Update: As I\’m corrected in the comments, the education thing extends to all ranks, not just officers. My mistake.

18 comments on “Some hidden privilege….

  1. All ranks and not just senior officers are (were) entitled to a boarding school allowance including free flights for the main holidays. As as I remember they entitled to continue that with the boarding school allowance when posted back to UK for continuity purposes.

    If Labour are so worried about it why didn’t they sort it out while in office instead of getting all sanctimonious now?

  2. In MOD, it is now called “Continuity of Education Allowance”, has a minimum contribution of 10%, and a maximum rate of around £16k per year (not £30k). Unless your child is SEN, in which case it is somewhat higher.

    There are, of course, also the Duke of York’s Royal Military School and Queen Victoria School, Dunblane, which are both directly funded by MOD, I believe, therefore don’t attract CEA. QVS used not to allow officers’ children, but this has now changed.

  3. I love “extraordinary hidden privilege” : Christ, I’ve known about it for more than forty years and I have no connection with either the services or the public schools. And I’m buggered if I can see how a well-known contractual right can usefully be called a privilege. Wangling your children’s education and housing costs, like Ed Balls and his moll – that’s privilege.

  4. I think the issue in this case is perhaps not that the fees are being paid, but that they’re being paid ” even when the diplomats have returned to the UK and then stay on for years.”

  5. I didn’t think there was any shortage of rum at Downside.

    Multinationals have the same issues and have come up with roughly the same solutions, but not the “continuity” stuff that pays for private school even when you’re home-based. Ditto US State Department. US Forces usually have schools on or near bases. doesn’t seem a very serious or expensive problem.

  6. If someone is prepared to go to the trouble of joining the Army (or Navy/RAF) and spend years serving their country (and running the considerable risk of being sent to some 3rd world hell hole on a ‘peace’ mission by politicians sitting on their fat arses in the HoC), all to get a free(ish) private education for their kids, well, I say fair play to them.

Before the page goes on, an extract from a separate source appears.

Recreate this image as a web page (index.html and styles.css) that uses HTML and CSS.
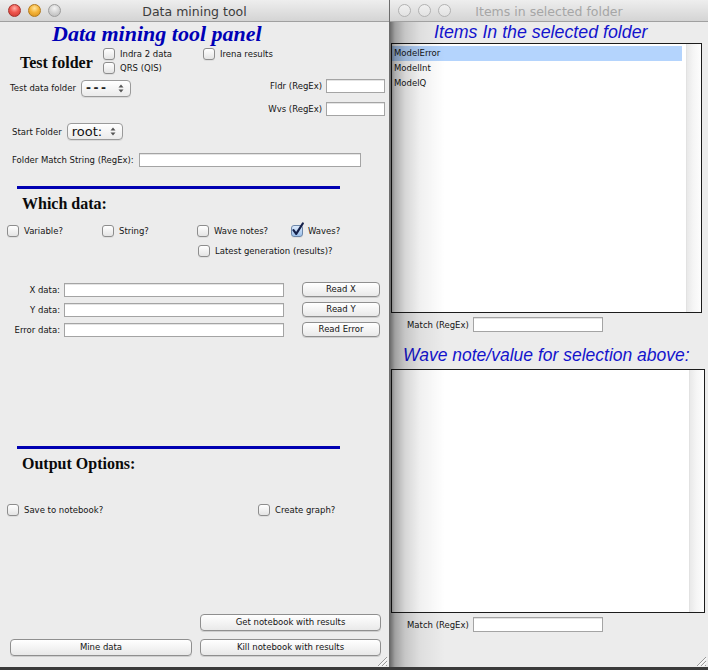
FILE: index.html
```html
<!DOCTYPE html>
<html>
<head>
<meta charset="utf-8">
<title>Data mining tool</title>
<link rel="stylesheet" href="styles.css">
</head>
<body>
<div class="desktop">
  <section class="win win-left">
    <header class="titlebar">
      <div class="lights"><span class="light red"></span><span class="light yellow"></span><span class="light dim"></span></div>
      <div class="title">Data mining tool</div>
      <div></div>
    </header>
    <div class="lbody">
      <h1 class="panel-title">Data mining tool panel</h1>
      <div class="row r-test">
        <div class="sec sec-test">Test folder</div>
        <div class="cb-col c1">
          <label class="cb"><span class="box"></span>Indra 2 data</label>
          <label class="cb"><span class="box"></span>QRS (QIS)</label>
        </div>
        <div class="cb-col">
          <label class="cb"><span class="box"></span>Irena results</label>
        </div>
      </div>
      <div class="row r-folder">
        <span class="lbl">Test data folder</span>
        <span class="pop pop-test"><span class="dashes">---</span><svg class="arrows" width="6" height="9" viewBox="0 0 6 9"><path d="M3 0.5 L5.5 3.5 H0.5Z M3 8.5 L5.5 5.5 H0.5Z" fill="#555"/></svg></span>
        <span class="regex"><span class="lbl">Fldr (RegEx)</span><span class="inp inp-sm"></span></span>
      </div>
      <div class="row r-wvs">
        <span class="regex"><span class="lbl">Wvs (RegEx)</span><span class="inp inp-sm"></span></span>
      </div>
      <div class="row r-start">
        <span class="lbl">Start Folder</span>
        <span class="pop pop-root"><span class="root">root:</span><svg class="arrows" width="6" height="9" viewBox="0 0 6 9"><path d="M3 0.5 L5.5 3.5 H0.5Z M3 8.5 L5.5 5.5 H0.5Z" fill="#555"/></svg></span>
      </div>
      <div class="row r-match">
        <span class="lbl">Folder Match String (RegEx):</span>
        <span class="inp inp-match"></span>
      </div>
      <div class="rule r-rule1"></div>
      <h2 class="sec r-which">Which data:</h2>
      <div class="row r-types">
        <label class="cb w95"><span class="box"></span>Variable?</label>
        <label class="cb w95"><span class="box"></span>String?</label>
        <label class="cb w94"><span class="box"></span>Wave notes?</label>
        <label class="cb"><span class="box checked"><svg class="tick" width="14" height="15" viewBox="0 0 14 15"><path d="M2.5 8.2 L5.2 11.8 L11.8 1.5" fill="none" stroke="#14204a" stroke-width="2.2" stroke-linecap="round" stroke-linejoin="round"/></svg></span>Waves?</label>
      </div>
      <div class="row r-latest">
        <label class="cb"><span class="box"></span>Latest generation (results)?</label>
      </div>
      <div class="row drow r-x"><span class="dlbl">X data:</span><span class="inp inp-data"></span><button class="btn btn-read">Read X</button></div>
      <div class="row drow r-y"><span class="dlbl">Y data:</span><span class="inp inp-data"></span><button class="btn btn-read">Read Y</button></div>
      <div class="row drow r-y"><span class="dlbl">Error data:</span><span class="inp inp-data"></span><button class="btn btn-read">Read Error</button></div>
      <div class="rule r-rule2"></div>
      <h2 class="sec r-output">Output Options:</h2>
      <div class="row r-save">
        <label class="cb w251"><span class="box"></span>Save to notebook?</label>
        <label class="cb"><span class="box"></span>Create graph?</label>
      </div>
      <div class="row r-get"><button class="btn btn-wide">Get notebook with results</button></div>
      <div class="row r-mine"><button class="btn btn-mine">Mine data</button><button class="btn btn-wide">Kill notebook with results</button></div>
    </div>
    <svg class="grip" width="13" height="13" viewBox="0 0 13 13"><path d="M12 3 L3 12 M12 7 L7 12 M12 11 L11 12" stroke="#9a9a9a" stroke-width="1"/><path d="M12.5 4 L4 12.5 M12.5 8 L8 12.5" stroke="#fff" stroke-width="1"/></svg>
  </section>

  <section class="win win-right">
    <header class="titlebar">
      <div class="lights"><span class="light hollow"></span><span class="light hollow"></span><span class="light hollow"></span></div>
      <div class="title">Items in selected folder</div>
      <div></div>
    </header>
    <div class="rbody">
      <h2 class="blue-head r-items">Items In the selected folder</h2>
      <div class="listbox lb-top">
        <ul class="items">
          <li class="sel">ModelError</li>
          <li>ModelInt</li>
          <li>ModelQ</li>
        </ul>
        <div class="track"></div>
      </div>
      <div class="row mrow"><span class="lbl">Match (RegEx)</span><span class="inp inp-m"></span></div>
      <h2 class="blue-head r-wave">Wave note/value for selection above:</h2>
      <div class="listbox lb-bottom">
        <div class="items"></div>
        <div class="track"></div>
      </div>
      <div class="row mrow"><span class="lbl">Match (RegEx)</span><span class="inp inp-m"></span></div>
      <div class="shadow"></div>
    </div>
    <svg class="grip" width="13" height="13" viewBox="0 0 13 13"><path d="M12 3 L3 12 M12 7 L7 12 M12 11 L11 12" stroke="#9a9a9a" stroke-width="1"/><path d="M12.5 4 L4 12.5 M12.5 8 L8 12.5" stroke="#fff" stroke-width="1"/></svg>
  </section>
</div>
</body>
</html>
```
FILE: styles.css
```css
* { box-sizing: border-box; }

body {
  margin: 0;
  background: #3a3a3a;
  font-family: "DejaVu Sans", sans-serif;
  font-size: 8.5px;
  color: #141414;
}

.desktop {
  display: flex;
  width: 708px;
  height: 670px;
  overflow: hidden;
}

.win {
  position: relative;
  height: 667px;
  background: #ececec;
  display: flex;
  flex-direction: column;
}

.win-left {
  width: 390px;
  border-right: 1px solid #6c6c6c;
}

.win-right {
  width: 318px;
}

/* title bars */
.titlebar {
  flex: none;
  height: 22px;
  border-bottom: 1px solid #a0a0a0;
  background: linear-gradient(#eeeeee, #d4d4d4);
  display: grid;
  grid-template-columns: 1fr auto 1fr;
  align-items: start;
}

.lights {
  display: flex;
  gap: 7px;
  padding: 4px 0 0 8px;
}

.light {
  width: 13px;
  height: 13px;
  border-radius: 50%;
}

.red {
  background: radial-gradient(circle at 50% 30%, #ffb0a8 0, #f0574f 45%, #c7362f 100%);
  border: 1px solid #a5302a;
}

.yellow {
  background: radial-gradient(circle at 50% 30%, #ffe6a0 0, #f5b53b 45%, #d58d18 100%);
  border: 1px solid #b37a1a;
}

.dim {
  background: radial-gradient(circle at 50% 30%, #f4f4f4 0, #d0d0d0 55%, #b8b8b8 100%);
  border: 1px solid #9c9c9c;
}

.hollow {
  background: linear-gradient(#f0f0f0, #e2e2e2);
  border: 1px solid #b2b2b2;
}

.title {
  font-size: 12.5px;
  line-height: 21px;
  padding-top: 1px;
  color: #3c3c3c;
  white-space: nowrap;
}

.win-right .title {
  color: #a6a6a6;
}

/* left window body */
.lbody {
  display: flex;
  flex-direction: column;
}

.row {
  display: flex;
  align-items: center;
}

.panel-title {
  margin: 0;
  height: 24px;
  line-height: 24px;
  padding-left: 52px;
  font-family: "Liberation Serif", serif;
  font-size: 22px;
  font-weight: bold;
  font-style: italic;
  color: #0000b6;
  white-space: nowrap;
}

.sec {
  margin: 0;
  font-family: "Liberation Serif", serif;
  font-size: 16px;
  font-weight: bold;
  color: #0a0a0a;
  white-space: nowrap;
}

.r-test {
  margin-top: 1px;
  height: 28px;
}

.sec-test {
  width: 103px;
  padding-left: 20px;
  padding-top: 4px;
}

.cb-col {
  display: flex;
  flex-direction: column;
  justify-content: flex-start;
  align-self: stretch;
}

.cb-col .cb {
  height: 14px;
}

.c1 {
  width: 100px;
}

.cb {
  display: flex;
  align-items: center;
  gap: 5px;
  white-space: nowrap;
}

.box {
  position: relative;
  flex: none;
  width: 12px;
  height: 12px;
  border: 1px solid #8d8d8d;
  border-radius: 3px;
  background: linear-gradient(#ffffff, #e4e4e4);
  box-shadow: 0 1px 0 rgba(0, 0, 0, 0.06);
}

.box.checked {
  background: linear-gradient(#dbe9fb, #9cc0ea);
  border-color: #6c86a8;
}

.tick {
  position: absolute;
  left: -1px;
  top: -4px;
}

.w95 { width: 95px; }
.w94 { width: 94px; }
.w251 { width: 251px; }

.lbl {
  white-space: nowrap;
}

.inp {
  display: block;
  flex: none;
  height: 14px;
  background: #ffffff;
  border: 1px solid #a4a4a4;
  box-shadow: inset 0 1px 0 #e4e4e4;
}

.inp-sm { width: 59px; }
.inp-match { width: 222px; margin-left: 5px; }
.inp-data { width: 220px; }
.inp-m { width: 130px; height: 15px; }

.pop {
  display: flex;
  align-items: center;
  justify-content: space-between;
  flex: none;
  height: 17px;
  border: 1px solid #9a9a9a;
  border-radius: 4px;
  background: linear-gradient(#ffffff, #ebebeb);
  box-shadow: 0 1px 0 rgba(0, 0, 0, 0.08);
  padding: 0 6px 0 4px;
}

.pop-test {
  width: 50px;
  margin-left: 5px;
}

.dashes {
  font-size: 12px;
  font-weight: bold;
  letter-spacing: 2.5px;
  color: #222;
}

.pop-root {
  width: 56px;
  margin-left: 5px;
  padding-left: 4px;
}

.root {
  font-size: 13px;
  color: #111;
  line-height: 15px;
}

.regex {
  display: flex;
  align-items: center;
  gap: 4px;
  margin-left: auto;
  padding-right: 4px;
}

.r-folder {
  margin-top: 3px;
  height: 20px;
  padding-left: 10px;
}

.r-folder .regex {
  align-self: flex-start;
  margin-top: 1px;
}

.r-wvs {
  margin-top: 4px;
  height: 14px;
}

.r-start {
  margin-top: 7px;
  height: 17px;
  padding-left: 12px;
}

.r-match {
  margin-top: 13px;
  height: 14px;
  padding-left: 12px;
}

.rule {
  height: 3px;
  width: 323px;
  margin-left: 17px;
  background: #0000b2;
}

.r-rule1 { margin-top: 19px; }

.r-which {
  margin-top: 6px;
  height: 18px;
  line-height: 18px;
  padding-left: 22px;
}

.r-types {
  margin-top: 9px;
  height: 17px;
  padding-left: 7px;
}

.r-latest {
  margin-top: 3px;
  height: 17px;
  padding-left: 198px;
}

.drow {
  height: 15px;
}

.r-x { margin-top: 23px; }
.r-y { margin-top: 5px; }

.dlbl {
  width: 60px;
  text-align: right;
  margin-right: 4px;
  white-space: nowrap;
}

.btn {
  font: inherit;
  color: #141414;
  height: 15px;
  padding: 0;
  border: 1px solid #8f8f8f;
  border-radius: 4px;
  background: linear-gradient(#ffffff, #e9e9e9);
  box-shadow: 0 1px 0 rgba(0, 0, 0, 0.12);
  text-align: center;
  line-height: 13px;
  white-space: nowrap;
}

.btn-read {
  width: 78px;
  margin-left: 18px;
}

.r-rule2 { margin-top: 109px; }

.r-output {
  margin-top: 6px;
  height: 18px;
  line-height: 18px;
  padding-left: 22px;
}

.r-save {
  margin-top: 28px;
  height: 17px;
  padding-left: 7px;
}

.r-get {
  margin-top: 95px;
  height: 18px;
  padding-left: 200px;
}

.r-mine {
  margin-top: 7px;
  height: 18px;
  padding-left: 10px;
}

.btn-wide {
  width: 181px;
  height: 17px;
  line-height: 15px;
}

.btn-mine {
  width: 182px;
  height: 17px;
  line-height: 15px;
  margin-right: 8px;
}

.grip {
  position: absolute;
  right: 1px;
  bottom: 0;
}

/* right window body */
.rbody {
  position: relative;
  display: flex;
  flex-direction: column;
  flex: 1;
}

.blue-head {
  margin: 0;
  font-family: "Liberation Sans", sans-serif;
  font-style: italic;
  font-weight: normal;
  color: #1414cc;
  white-space: nowrap;
}

.r-items {
  height: 21px;
  line-height: 21px;
  font-size: 17.8px;
  padding-left: 44px;
}

.r-wave {
  margin-top: 12px;
  height: 22px;
  line-height: 22px;
  font-size: 17.5px;
  padding-left: 13px;
}

.listbox {
  display: flex;
  margin-left: 1px;
  background: #ffffff;
  border: 1px solid #1c1c1c;
}

.lb-top {
  width: 311px;
  height: 270px;
}

.lb-bottom {
  margin-top: 3px;
  width: 314px;
  height: 244px;
}

.items {
  flex: 1;
  list-style: none;
  margin: 0;
  padding: 2px 4px 0 0;
}

.items li {
  height: 15px;
  line-height: 15px;
  padding-left: 2px;
  white-space: nowrap;
}

.items li.sel {
  background: #b4d4fd;
}

.track {
  flex: none;
  width: 15px;
  border-left: 1px solid #e2e2e2;
  background: linear-gradient(to right, #e9e9e9, #f5f5f5 45%, #fdfdfd);
}

.mrow {
  margin-top: 4px;
  height: 15px;
  padding-left: 17px;
  gap: 4px;
}

.shadow {
  position: absolute;
  left: 0;
  top: 0;
  bottom: 0;
  width: 55px;
  pointer-events: none;
  background: linear-gradient(to right,
    rgba(0, 0, 0, 0.55) 0,
    rgba(0, 0, 0, 0.32) 5px,
    rgba(0, 0, 0, 0.16) 15px,
    rgba(0, 0, 0, 0.06) 30px,
    rgba(0, 0, 0, 0) 55px);
}
```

    There’s plenty of other things (about £600BN worth of things) I’d rather my tax dollar wasn’t spent on, long before getting to this scheme.

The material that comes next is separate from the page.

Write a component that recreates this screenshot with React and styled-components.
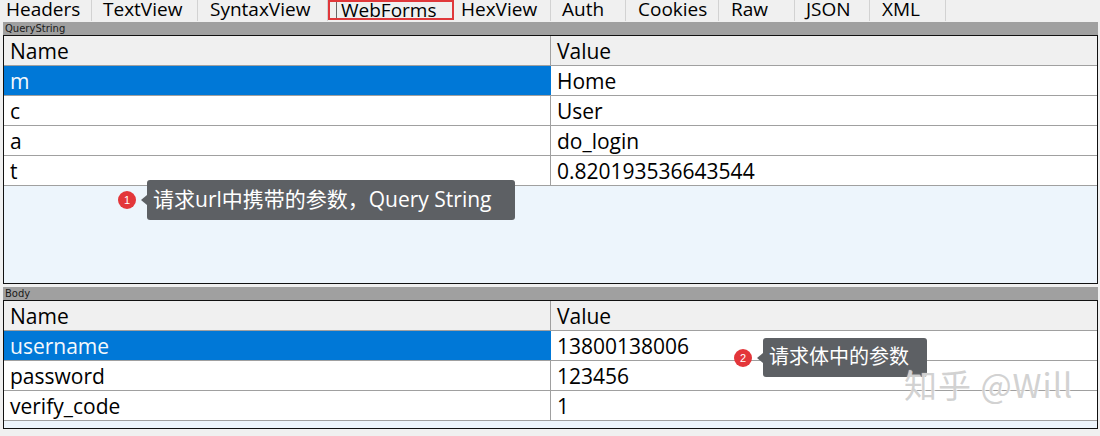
import React from "react";
import styled, { createGlobalStyle } from "styled-components";

const GlobalStyle = createGlobalStyle`
  html, body {
    margin: 0;
    padding: 0;
    background: #f0f0f0;
  }
  body {
    width: 1100px;
    height: 436px;
    overflow: hidden;
    font-family: "Open Sans", "Noto Sans CJK SC", sans-serif;
  }
`;

const Page = styled.div`
  position: relative;
  width: 1100px;
  height: 436px;
  background: #f0f0f0;
  overflow: hidden;
`;

const TabBar = styled.div`
  display: flex;
  height: 22px;
  overflow: hidden;
  background: #f0f0f0;
`;

const Tab = styled.div`
  box-sizing: border-box;
  width: ${({ w }) => w}px;
  height: ${({ boxed }) => (boxed ? 20 : 21)}px;
  padding-left: ${({ pad }) => pad}px;
  font-size: 19px;
  line-height: 19px;
  color: #000;
  white-space: nowrap;
  overflow: hidden;
  border-right: ${({ boxed }) => (boxed ? "none" : "1px solid #d2d2d2")};
  ${({ boxed }) =>
    boxed &&
    `
    border: 2px solid #e0383b;
    line-height: 17px;
  `}
`;

const TabInner = styled.span`
  display: inline-block;
  border-left: ${({ boxed }) => (boxed ? "1px solid #666" : "none")};
  padding-left: ${({ boxed }) => (boxed ? 4 : 0)}px;
  height: 100%;
`;

const Section = styled.div`
  margin: 0 2px 3px 3px;
`;

const SectionLabel = styled.div`
  height: 13px;
  background: #a0a0a0;
  font-family: "DejaVu Sans", sans-serif;
  font-size: 10px;
  line-height: 13px;
  padding-left: 2px;
  color: #1a1a1a;
`;

const Panel = styled.div`
  box-sizing: border-box;
  height: ${({ h }) => h}px;
  border: 1px solid #111;
  background: #edf5fc;
  display: flex;
  flex-direction: column;
`;

const Row = styled.div`
  display: grid;
  grid-template-columns: 547px 1fr;
  height: 30px;
  box-sizing: border-box;
  border-bottom: 1px solid #a0a0a0;
  background: ${({ head }) => (head ? "#f0f0f0" : "#fff")};
  font-size: 21px;
  line-height: 27px;
  color: #000;
`;

const Cell = styled.div`
  padding: 2px 0 0 6px;
  white-space: nowrap;
  ${({ first, selected }) =>
    first &&
    `border-right: 1px solid ${selected ? "#0078d7" : "#a0a0a0"};`}
  ${({ selected }) =>
    selected &&
    `
    background: #0078d7;
    color: #f4f8fc;
  `}
`;

const Note = styled.div`
  position: absolute;
  left: ${({ x }) => x}px;
  top: ${({ y }) => y}px;
  display: flex;
  align-items: center;
`;

const Badge = styled.div`
  width: 18px;
  height: 18px;
  border-radius: 50%;
  background: #e3363a;
  color: #fff;
  font-size: 11px;
  line-height: 18px;
  text-align: center;
  font-family: "Liberation Sans", sans-serif;
`;

const Arrow = styled.div`
  width: 0;
  height: 0;
  margin-left: 5px;
  border-top: 5px solid transparent;
  border-bottom: 5px solid transparent;
  border-right: 6px solid #5d6064;
`;

const Bubble = styled.div`
  box-sizing: border-box;
  width: ${({ w }) => w}px;
  height: ${({ h }) => h}px;
  padding-left: 6px;
  border-radius: 3px;
  background: #5d6064;
  color: #fff;
  font-size: ${({ fs }) => fs}px;
  line-height: ${({ h }) => h - 2}px;
  white-space: nowrap;
`;

const Watermark = styled.div`
  position: absolute;
  left: 904px;
  top: 360px;
  font-family: "Noto Sans CJK SC", sans-serif;
  font-size: 33px;
  letter-spacing: 1px;
  color: rgba(195, 195, 195, 0.75);
  text-shadow: 0 0 1px #fff, 1px 1px 0 rgba(255, 255, 255, 0.6);
  white-space: nowrap;
`;

const tabs = [
  { label: "Headers", w: 92, pad: 6 },
  { label: "TextView", w: 106, pad: 11 },
  { label: "SyntaxView", w: 130, pad: 12 },
  { label: "WebForms", w: 126, pad: 6, boxed: true },
  { label: "HexView", w: 97, pad: 7 },
  { label: "Auth", w: 75, pad: 11 },
  { label: "Cookies", w: 93, pad: 12 },
  { label: "Raw", w: 76, pad: 12 },
  { label: "JSON", w: 75, pad: 11 },
  { label: "XML", w: 76, pad: 12 },
];

const queryRows = [
  ["m", "Home"],
  ["c", "User"],
  ["a", "do_login"],
  ["t", "0.820193536643544"],
];

const bodyRows = [
  ["username", "13800138006"],
  ["password", "123456"],
  ["verify_code", "1"],
];

function Grid({ rows, selected }) {
  return (
    <>
      <Row head>
        <Cell first>Name</Cell>
        <Cell>Value</Cell>
      </Row>
      {rows.map(([name, value], i) => (
        <Row key={name}>
          <Cell first selected={i === selected}>
            {name}
          </Cell>
          <Cell>{value}</Cell>
        </Row>
      ))}
    </>
  );
}

export default function App() {
  return (
    <Page>
      <GlobalStyle />
      <TabBar>
        {tabs.map((t) => (
          <Tab key={t.label} w={t.w} pad={t.pad} boxed={t.boxed}>
            <TabInner boxed={t.boxed}>{t.label}</TabInner>
          </Tab>
        ))}
      </TabBar>
      <Section>
        <SectionLabel>QueryString</SectionLabel>
        <Panel h={249}>
          <Grid rows={queryRows} selected={0} />
        </Panel>
      </Section>
      <Section>
        <SectionLabel>Body</SectionLabel>
        <Panel h={129}>
          <Grid rows={bodyRows} selected={0} />
        </Panel>
      </Section>

      <Note x={118} y={180}>
        <Badge>1</Badge>
        <Arrow />
        <Bubble w={368} h={40} fs={21}>
          请求url中携带的参数，Query String
        </Bubble>
      </Note>
      <Note x={734} y={338}>
        <Badge>2</Badge>
        <Arrow />
        <Bubble w={164} h={39} fs={20}>
          请求体中的参数
        </Bubble>
      </Note>
      <Watermark>知乎 @Will</Watermark>
    </Page>
  );
}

  7. Lord Prescott of Fat Hypocrisy has been kicking off about this on Twitter. Not that it seemed to concern him in the slightest during the thirteen years he was in a Labour Cabinet.

  8. Or maybe there should be an expansion of the State boarding sector (yes, it does exist)

    Indeed they do. My Grammar school had a boarding section, almost completely populated by lonely daughters of RAF officers, and a really easy to fool Matron.

    Happy days……

  9. Mr Evil beat me to it, but I concur. Some cousins of remittance, offspring of an RAF SNCO/WO, were sent to boarding school courtesy of Her Maj when Uncle Chiefie was attached to small RAF team many many miles from British service infrastructure.

  10. Two years in one class wouldn’t pass muster now?

    Only, er, it’s going on in every primary school I know.

  11. “It might be that we should just tell the kiddies of people posted overseas that, well, your education’s fucked then mate. ”

    Tim, I can only say that I hope Iain Duncan Smith, good military man that he is, ensures that a similar level of provision is made for the children of those in social housing forced to surrender their security of tenure by being made to move in order to work. No doubt some of your readers might consider the occupants of social housing to be verminous scum fit only for a bullet or a gas pellet, but it shouldn’t really be forgotten that they are men and brothers, and if continuity of education for those forced to be mobile is good for some, it’s good for all.

  12. Martin, do you suppose those occupants of social housing are likely to be moved every 18-24 months for the next 22 years then?

  13. I’ve no idea, and neither do you and neither do they, which must make it very difficult for them to plan their childrens’ education, meaning that some support for them might not be merely just another good idea, but an absolute essential for IDS’s scheme to be able to work.

  14. Martin,

    Last time I checked, Iain Duncan Smith wasn’t proposing that social housing tenants be moved to Afghanistan.

    Moving from one part of London to another may mean moving schools, but it will not mean moving to a completely different school system.

    Nor, unless the Daily Mail’s scare stories about immigration are correct, will it mean having to be taught in a different language.

  15. “Last time I checked, Iain Duncan Smith wasn’t proposing that social housing tenants be moved to Afghanistan.”

    A reductio ad absurdum that insults both your intelligence and, more seriously, mine. Nobody joins the armed forces with a gun at their head. However they do join because of lack of employment opportunities, a state of affairs that economics has never been able to resolve.

    “Moving from one part of London to another may mean moving schools, but it will not mean moving to a completely different school system.”

    While your comment is admirably Londonocentric, the vague, foggy nature of IDS’s proposals means that there is absolutely no guarantee that families will not be compelled to move from one end of the country to the other. Many people on this blog would have a great deal to say about the Soviets demanding that people move from one end of Russia to the other in pursuit of policy; I guess a different moral standard applies when you think that those being turned out of their homes are costing you money, and that their forced relocation might save you a bit of cash. And is there any real difference between moving between systems and moving between local authorities? If we had a well funded and universally excellent system of state education, it wouldn’t matter where you went to school, but we don’t, now largely because of the screams of what John Pilger has labelled the ‘counter-intelligentsia’ festering in think tanks, so not only are senior military given the privileges that attach to their posts, such as rank, uniforms and pay, but they get a 100% subsidised boarding school education for their children as well while school buildings in the state sector are falling to bits because some speccy wee Aberdonian prick says it would cost too much to repair them. Hardly fair on anyone, I’d say.